**Do this**
Omit all pictures and give the records below again exactly as written.

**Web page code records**
- - - - - - -

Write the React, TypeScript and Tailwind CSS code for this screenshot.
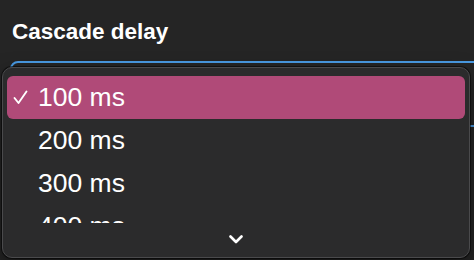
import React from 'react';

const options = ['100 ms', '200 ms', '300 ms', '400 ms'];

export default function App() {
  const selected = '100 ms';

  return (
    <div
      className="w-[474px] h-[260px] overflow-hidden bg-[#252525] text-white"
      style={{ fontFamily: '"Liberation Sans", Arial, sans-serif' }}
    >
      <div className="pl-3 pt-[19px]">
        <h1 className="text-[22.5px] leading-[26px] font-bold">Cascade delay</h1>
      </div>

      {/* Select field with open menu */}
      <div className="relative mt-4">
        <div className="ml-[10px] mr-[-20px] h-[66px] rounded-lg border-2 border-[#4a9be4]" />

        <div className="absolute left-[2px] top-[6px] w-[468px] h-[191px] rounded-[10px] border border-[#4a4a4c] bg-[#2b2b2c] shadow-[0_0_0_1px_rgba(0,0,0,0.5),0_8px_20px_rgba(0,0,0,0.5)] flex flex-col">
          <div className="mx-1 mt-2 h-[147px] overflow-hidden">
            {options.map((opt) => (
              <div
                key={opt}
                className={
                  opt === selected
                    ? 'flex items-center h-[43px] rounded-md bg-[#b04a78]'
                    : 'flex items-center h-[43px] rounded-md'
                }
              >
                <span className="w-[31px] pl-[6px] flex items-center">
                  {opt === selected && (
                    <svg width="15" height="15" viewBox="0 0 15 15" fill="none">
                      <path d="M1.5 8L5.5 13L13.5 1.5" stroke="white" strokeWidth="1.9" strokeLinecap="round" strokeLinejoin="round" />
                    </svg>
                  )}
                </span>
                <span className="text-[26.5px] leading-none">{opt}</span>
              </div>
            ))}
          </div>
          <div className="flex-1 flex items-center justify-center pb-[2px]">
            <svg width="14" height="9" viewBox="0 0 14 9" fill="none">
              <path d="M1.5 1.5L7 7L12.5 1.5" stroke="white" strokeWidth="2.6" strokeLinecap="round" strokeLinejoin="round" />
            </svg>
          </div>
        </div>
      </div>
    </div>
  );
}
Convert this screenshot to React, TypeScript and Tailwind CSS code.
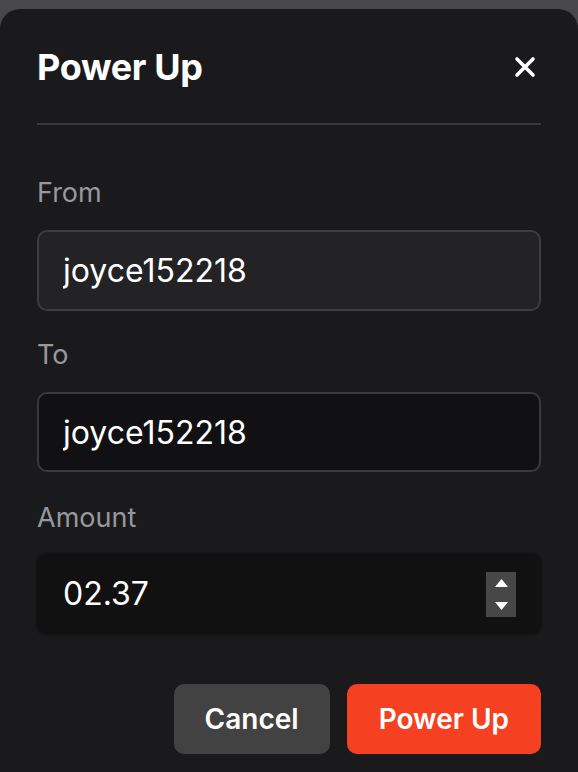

- - - - - - -

**Written solution**
Write the React, TypeScript and Tailwind CSS code for this screenshot.
import React from 'react';

const options = ['100 ms', '200 ms', '300 ms', '400 ms'];

export default function App() {
  const selected = '100 ms';

  return (
    <div
      className="w-[474px] h-[260px] overflow-hidden bg-[#252525] text-white"
      style={{ fontFamily: '"Liberation Sans", Arial, sans-serif' }}
    >
      <div className="pl-3 pt-[19px]">
        <h1 className="text-[22.5px] leading-[26px] font-bold">Cascade delay</h1>
      </div>

      {/* Select field with open menu */}
      <div className="relative mt-4">
        <div className="ml-[10px] mr-[-20px] h-[66px] rounded-lg border-2 border-[#4a9be4]" />

        <div className="absolute left-[2px] top-[6px] w-[468px] h-[191px] rounded-[10px] border border-[#4a4a4c] bg-[#2b2b2c] shadow-[0_0_0_1px_rgba(0,0,0,0.5),0_8px_20px_rgba(0,0,0,0.5)] flex flex-col">
          <div className="mx-1 mt-2 h-[147px] overflow-hidden">
            {options.map((opt) => (
              <div
                key={opt}
                className={
                  opt === selected
                    ? 'flex items-center h-[43px] rounded-md bg-[#b04a78]'
                    : 'flex items-center h-[43px] rounded-md'
                }
              >
                <span className="w-[31px] pl-[6px] flex items-center">
                  {opt === selected && (
                    <svg width="15" height="15" viewBox="0 0 15 15" fill="none">
                      <path d="M1.5 8L5.5 13L13.5 1.5" stroke="white" strokeWidth="1.9" strokeLinecap="round" strokeLinejoin="round" />
                    </svg>
                  )}
                </span>
                <span className="text-[26.5px] leading-none">{opt}</span>
              </div>
            ))}
          </div>
          <div className="flex-1 flex items-center justify-center pb-[2px]">
            <svg width="14" height="9" viewBox="0 0 14 9" fill="none">
              <path d="M1.5 1.5L7 7L12.5 1.5" stroke="white" strokeWidth="2.6" strokeLinecap="round" strokeLinejoin="round" />
            </svg>
          </div>
        </div>
      </div>
    </div>
  );
}
Convert this screenshot to React, TypeScript and Tailwind CSS code.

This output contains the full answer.